Les responsables, il les désigne d’un geste sur la colline qui se dessine, à quelques centaines de mètres à vol d’oiseau, derrière le mur de séparation qu’Israël a construit sur la ligne de démarcation. L’antenne de l’armée israélienne et les villas cossues de Mont Tsfiya, un quartier de Métoula, offrent un contraste saisissant avec la dévastation de Kfar Kila. Du centre-ville au mur de démarcation, ce n’est plus qu’un enchevêtrement de pierres, de ferrailles, de voitures calcinées et d’effets personnels.
Les habitants marchent au milieu des décombres.
Une main sur la bouche, une femme vêtue de noir étouffe de profonds sanglots. Un homme, embarqué en voiture avec des amis, part dans un rire jaune en découvrant sa maison dynamitée. « Je me perds. On ne reconnaît plus les lieux, dit Ibrahim Fakih, un policier municipal de 51 ans. Ce n’est pas le résultat d’une guerre, c’est de la destruction pure et simple pour faire mal aux gens. »

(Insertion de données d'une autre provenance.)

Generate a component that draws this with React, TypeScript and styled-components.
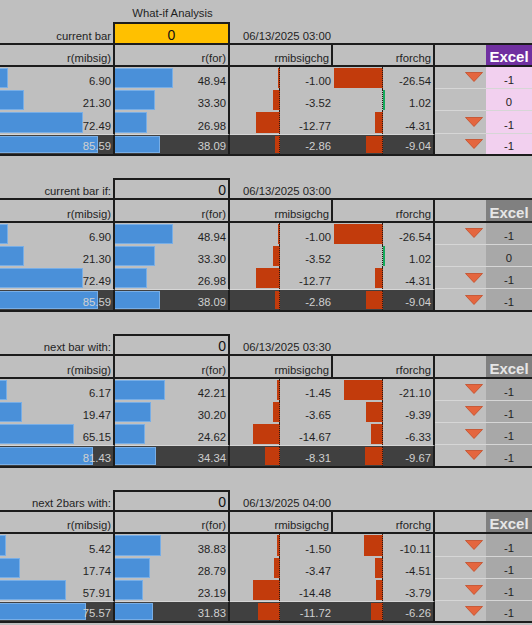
import React from "react"
import styled, { createGlobalStyle, css } from "styled-components"

const ROW = 22.27
const LINE = "2px solid #1c1c1c"

const colors = {
	sheet: "#bfbfbf",
	ink: "#1f1f1f",
	dark: "#404040",
	darkInk: "#d0d0d0",
	blue: "#4a90d9",
	blueEdge: "#78aee6",
	red: "#c23b0c",
	green: "#14a85a",
	gold: "#ffc000",
	purple: "#7030a0",
	pink: "#f2d0ef",
	slate: "#808080",
	slateInk: "#e6e6e6",
	slateCell: "#a8a8a8",
	grid: "#d6d6d6",
	tri: "#e4663f",
	triEdge: "#c44b27",
}

type Row = {
	mib: number
	forr: number
	mibChg: number
	forChg: number
	down: boolean
	excel: number
}

type Section = {
	title?: string
	label: string
	date: string
	accent: boolean
	rows: Row[]
}

const firstRows: Row[] = [
	{ mib: 6.9, forr: 48.94, mibChg: -1.0, forChg: -26.54, down: true, excel: -1 },
	{ mib: 21.3, forr: 33.3, mibChg: -3.52, forChg: 1.02, down: false, excel: 0 },
	{ mib: 72.49, forr: 26.98, mibChg: -12.77, forChg: -4.31, down: true, excel: -1 },
	{ mib: 85.59, forr: 38.09, mibChg: -2.86, forChg: -9.04, down: true, excel: -1 },
]

const sections: Section[] = [
	{
		title: "What-if Analysis",
		label: "current bar",
		date: "06/13/2025 03:00",
		accent: true,
		rows: firstRows,
	},
	{
		label: "current bar if:",
		date: "06/13/2025 03:00",
		accent: false,
		rows: firstRows,
	},
	{
		label: "next bar with:",
		date: "06/13/2025 03:30",
		accent: false,
		rows: [
			{ mib: 6.17, forr: 42.21, mibChg: -1.45, forChg: -21.1, down: true, excel: -1 },
			{ mib: 19.47, forr: 30.2, mibChg: -3.65, forChg: -9.39, down: true, excel: -1 },
			{ mib: 65.15, forr: 24.62, mibChg: -14.67, forChg: -6.33, down: true, excel: -1 },
			{ mib: 81.43, forr: 34.34, mibChg: -8.31, forChg: -9.67, down: true, excel: -1 },
		],
	},
	{
		label: "next 2bars with:",
		date: "06/13/2025 04:00",
		accent: false,
		rows: [
			{ mib: 5.42, forr: 38.83, mibChg: -1.5, forChg: -10.11, down: true, excel: -1 },
			{ mib: 17.74, forr: 28.79, mibChg: -3.47, forChg: -4.51, down: true, excel: -1 },
			{ mib: 57.91, forr: 23.19, mibChg: -14.48, forChg: -3.79, down: true, excel: -1 },
			{ mib: 75.57, forr: 31.83, mibChg: -11.72, forChg: -6.26, down: true, excel: -1 },
		],
	},
]

const AXIS = 50

const mibWidth = (v: number) => v * 1.14
const forWidth = (v: number) => 1 + v * 1.165
const chgWidth = (v: number) => Math.max(1.5, Math.min(AXIS, Math.abs(v) * 1.85))

export default function App() {
	return (
		<>
			<GlobalStyle />
			<Sheet>
				{sections.map((s, i) => (
					<Block key={i} section={s} />
				))}
			</Sheet>
		</>
	)
}

function Block({ section }: { section: Section }) {
	const { title, label, date, accent, rows } = section
	return (
		<Grid>
			{title && <Caption>{title}</Caption>}
			<LabelCell>{label}</LabelCell>
			<InputCell $accent={accent}>0</InputCell>
			<DateCell>{date}</DateCell>
			<InputTail />

			<HeadCell $divider>r(mibsig)</HeadCell>
			<HeadCell $divider>r(for)</HeadCell>
			<HeadCell $divider>rmibsigchg</HeadCell>
			<HeadCell $divider>rforchg</HeadCell>
			<HeadCell />
			<ExcelHead $accent={accent}>Excel</ExcelHead>

			{rows.map((r, i) => {
				const last = i === rows.length - 1
				return (
					<React.Fragment key={i}>
						<BarCell $last={last} $divider>
							<Bar style={{ width: mibWidth(r.mib) }} />
							<Value>{r.mib.toFixed(2)}</Value>
						</BarCell>
						<BarCell $last={last} $divider>
							<Bar style={{ width: forWidth(r.forr) }} />
							<Value>{r.forr.toFixed(2)}</Value>
						</BarCell>
						<ChangeCell $last={last}>
							<ChangeBar value={r.mibChg} />
							<Value>{r.mibChg.toFixed(2)}</Value>
						</ChangeCell>
						<ChangeCell $last={last} $divider>
							<ChangeBar value={r.forChg} />
							<Value>{r.forChg.toFixed(2)}</Value>
						</ChangeCell>
						<TrendCell $last={last}>{r.down && <DownTriangle />}</TrendCell>
						<ExcelCell $last={last} $accent={accent}>
							{r.excel}
						</ExcelCell>
					</React.Fragment>
				)
			})}
		</Grid>
	)
}

function ChangeBar({ value }: { value: number }) {
	const w = chgWidth(value)
	const positive = value > 0
	return (
		<>
			<Fill
				$positive={positive}
				style={{ left: positive ? AXIS : AXIS - w, width: w }}
			/>
			<Axis />
		</>
	)
}

function DownTriangle() {
	return (
		<svg width="18" height="10" viewBox="0 0 18 10">
			<polygon
				points="0.5,0.5 17.5,0.5 9,9.5"
				fill={colors.tri}
				stroke={colors.triEdge}
				strokeWidth="0.8"
				strokeLinejoin="round"
			/>
		</svg>
	)
}

const GlobalStyle = createGlobalStyle`
  html, body {
    margin: 0;
    padding: 0;
    background: ${colors.sheet};
    overflow: hidden;
  }
`

const Sheet = styled.div`
  display: flex;
  flex-direction: column;
  gap: ${ROW}px;
  width: 532px;
  font-family: "Liberation Sans", Arial, sans-serif;
  font-size: 11.3px;
  color: ${colors.ink};
`

const Grid = styled.div`
  display: grid;
  grid-template-columns: 115px 115px 103px 102px 51px 46px;
  grid-auto-rows: ${ROW}px;
`

const cellBase = css`
  box-sizing: border-box;
  display: flex;
  align-items: flex-end;
  justify-content: flex-end;
  padding: 0 2px 2px;
  white-space: nowrap;
  min-width: 0;
`

const Caption = styled.div`
  ${cellBase};
  grid-column: 1 / -1;
  justify-self: start;
  justify-content: center;
  width: 115px;
  margin-left: 115px;
  padding-bottom: 3px;
`

const LabelCell = styled.div`
  ${cellBase};
  padding-bottom: 1px;
  border-right: ${LINE};
  border-bottom: ${LINE};
`

const InputCell = styled.div<{ $accent: boolean }>`
  ${cellBase};
  padding-bottom: 0;
  font-size: 14px;
  color: #111;
  border-top: ${LINE};
  border-right: ${LINE};
  border-bottom: ${LINE};
  background: ${(p) => (p.$accent ? colors.gold : "transparent")};
  justify-content: ${(p) => (p.$accent ? "center" : "flex-end")};
`

const DateCell = styled.div`
  ${cellBase};
  padding-bottom: 1px;
  border-bottom: ${LINE};
`

const InputTail = styled.div`
  grid-column: span 3;
  border-bottom: ${LINE};
`

const HeadCell = styled.div<{ $divider?: boolean }>`
  ${cellBase};
  padding-bottom: 1px;
  border-bottom: ${LINE};
  ${(p) =>
		p.$divider &&
		css`
      border-right: ${LINE};
    `}
`

const ExcelHead = styled.div<{ $accent: boolean }>`
  ${cellBase};
  justify-content: center;
  padding: 0;
  font-size: 15px;
  font-weight: 700;
  border-bottom: ${LINE};
  background: ${(p) => (p.$accent ? colors.purple : colors.slate)};
  color: ${(p) => (p.$accent ? "#ffffff" : colors.slateInk)};
`

const dataCell = css<{ $last?: boolean; $divider?: boolean }>`
  ${cellBase};
  position: relative;
  ${(p) =>
		p.$divider &&
		css`
      border-right: ${LINE};
    `}
  ${(p) =>
		p.$last &&
		css`
      background: ${colors.dark};
      color: ${colors.darkInk};
      border-top: 1px solid ${colors.grid};
      border-bottom: ${LINE};
    `}
`

const BarCell = styled.div<{ $last?: boolean; $divider?: boolean }>`
  ${dataCell};
`

const ChangeCell = styled.div<{ $last?: boolean; $divider?: boolean }>`
  ${dataCell};
`

const Bar = styled.div`
  position: absolute;
  left: 0;
  top: 1px;
  bottom: 1px;
  box-sizing: border-box;
  background: ${colors.blue};
  border: 1px solid ${colors.blueEdge};
  border-left: none;
`

const Fill = styled.div<{ $positive: boolean }>`
  position: absolute;
  top: 1px;
  bottom: 1px;
  background: ${(p) => (p.$positive ? colors.green : colors.red)};
`

const Axis = styled.div`
  position: absolute;
  left: ${AXIS - 1}px;
  top: 0;
  bottom: 0;
  border-left: 1px dotted #2a1a14;
`

const Value = styled.span`
  position: relative;
`

const TrendCell = styled.div<{ $last?: boolean }>`
  box-sizing: border-box;
  display: flex;
  align-items: center;
  justify-content: flex-end;
  padding-right: 3px;
  border-bottom: ${(p) => (p.$last ? LINE : `1px solid ${colors.grid}`)};

  svg {
    display: block;
  }
`

const ExcelCell = styled.div<{ $last?: boolean; $accent: boolean }>`
  ${cellBase};
  justify-content: center;
  background: ${(p) => (p.$accent ? colors.pink : colors.slateCell)};
  border-bottom: ${(p) => (p.$last ? LINE : `1px solid ${colors.grid}`)};
`
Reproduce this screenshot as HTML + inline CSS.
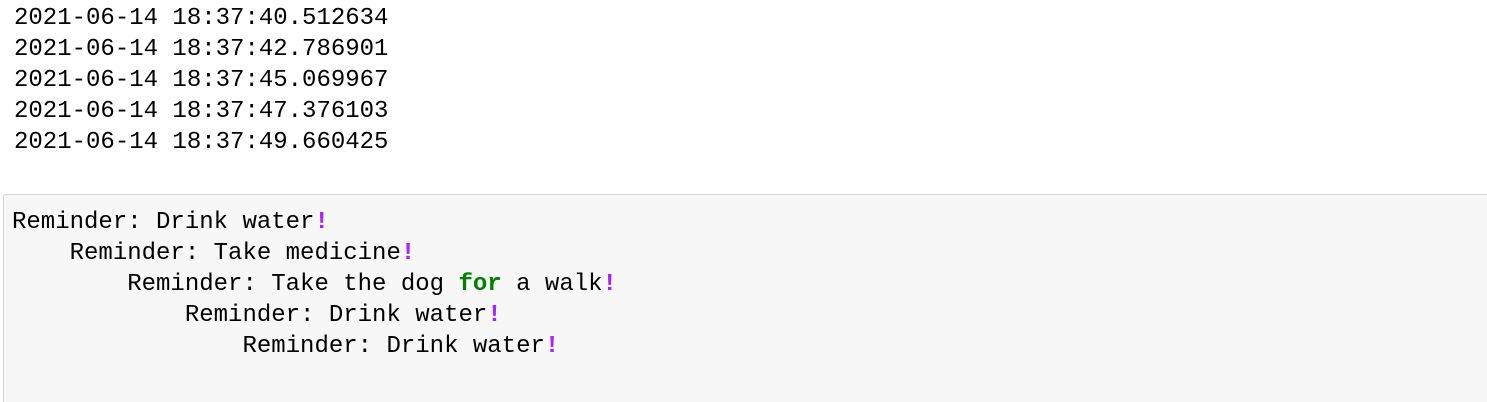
<!DOCTYPE html>
<html><head><style>
html,body{margin:0;background:#fff;width:1487px;height:402px;overflow:hidden;font-family:"Liberation Mono",monospace;font-size:24px;color:#000}
.out{position:absolute;left:14px;top:3px;line-height:31px;white-space:pre}
.box{position:absolute;left:3px;top:194px;width:1490px;height:207px;background:#f7f7f7;border:1px solid #d6d6d6;border-bottom:none;border-radius:3px 3px 0 0}
.code{position:absolute;left:12px;top:207px;line-height:31px;white-space:pre}
.p{color:#aa22ff;font-weight:bold}
.k{color:#008000;font-weight:bold}
</style></head><body>
<div class="out">2021-06-14 18:37:40.512634
2021-06-14 18:37:42.786901
2021-06-14 18:37:45.069967
2021-06-14 18:37:47.376103
2021-06-14 18:37:49.660425</div>
<div class="box"></div>
<div class="code">Reminder: Drink water<span class="p">!</span>
    Reminder: Take medicine<span class="p">!</span>
        Reminder: Take the dog <span class="k">for</span> a walk<span class="p">!</span>
            Reminder: Drink water<span class="p">!</span>
                Reminder: Drink water<span class="p">!</span></div>
</body></html>
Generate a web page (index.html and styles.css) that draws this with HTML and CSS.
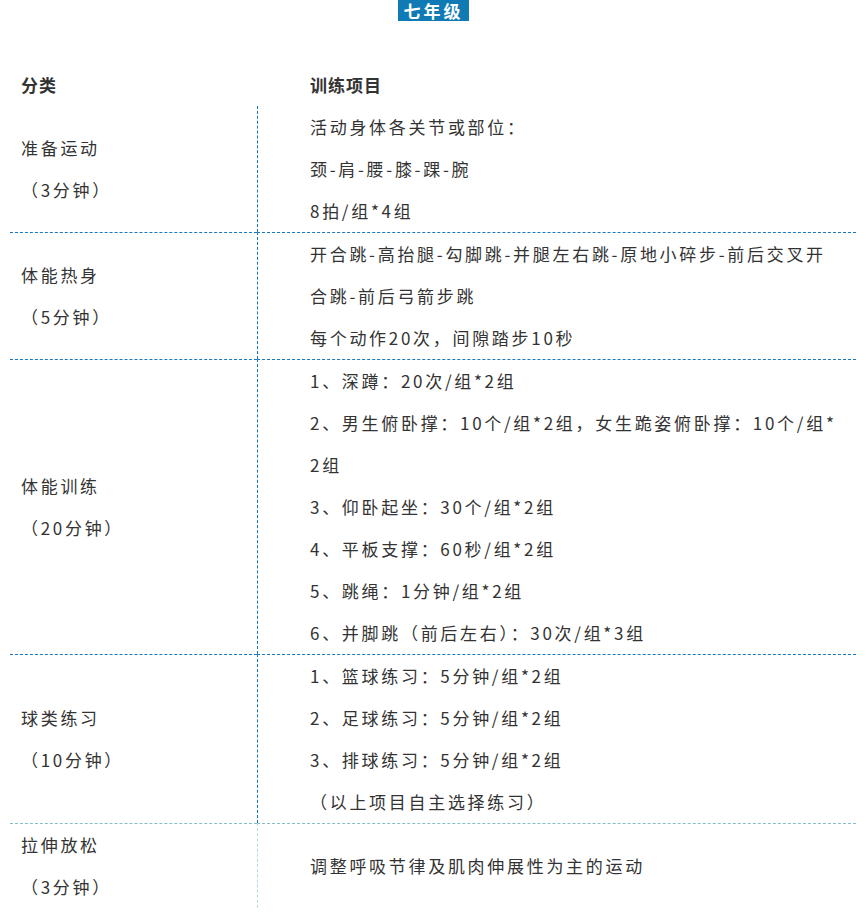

Les bulldozers de l’armée déblaient les décombres. Des hommes du village, des membres du Hezbollah et un cheikh accompagnent la défense civile sur certains sites. Trois corps ont déjà été retrouvés. Le flot des habitants qui arrivent en voiture s’intensifie. Ils déposent des photos des « martyrs » et d’Hassan Nasrallah dans les ruines. Ils vont au cimetière rendre visite à leurs défunts. Leur pèlerinage effectué, ils repartent, sonnés. Une poignée d’hommes a décidé de dormir sur place. « Je me suis mis en tête que le jour où je rentrerai à Kfar Kila, je n’en repartirai plus », jure Ibrahim Fakih, le policier.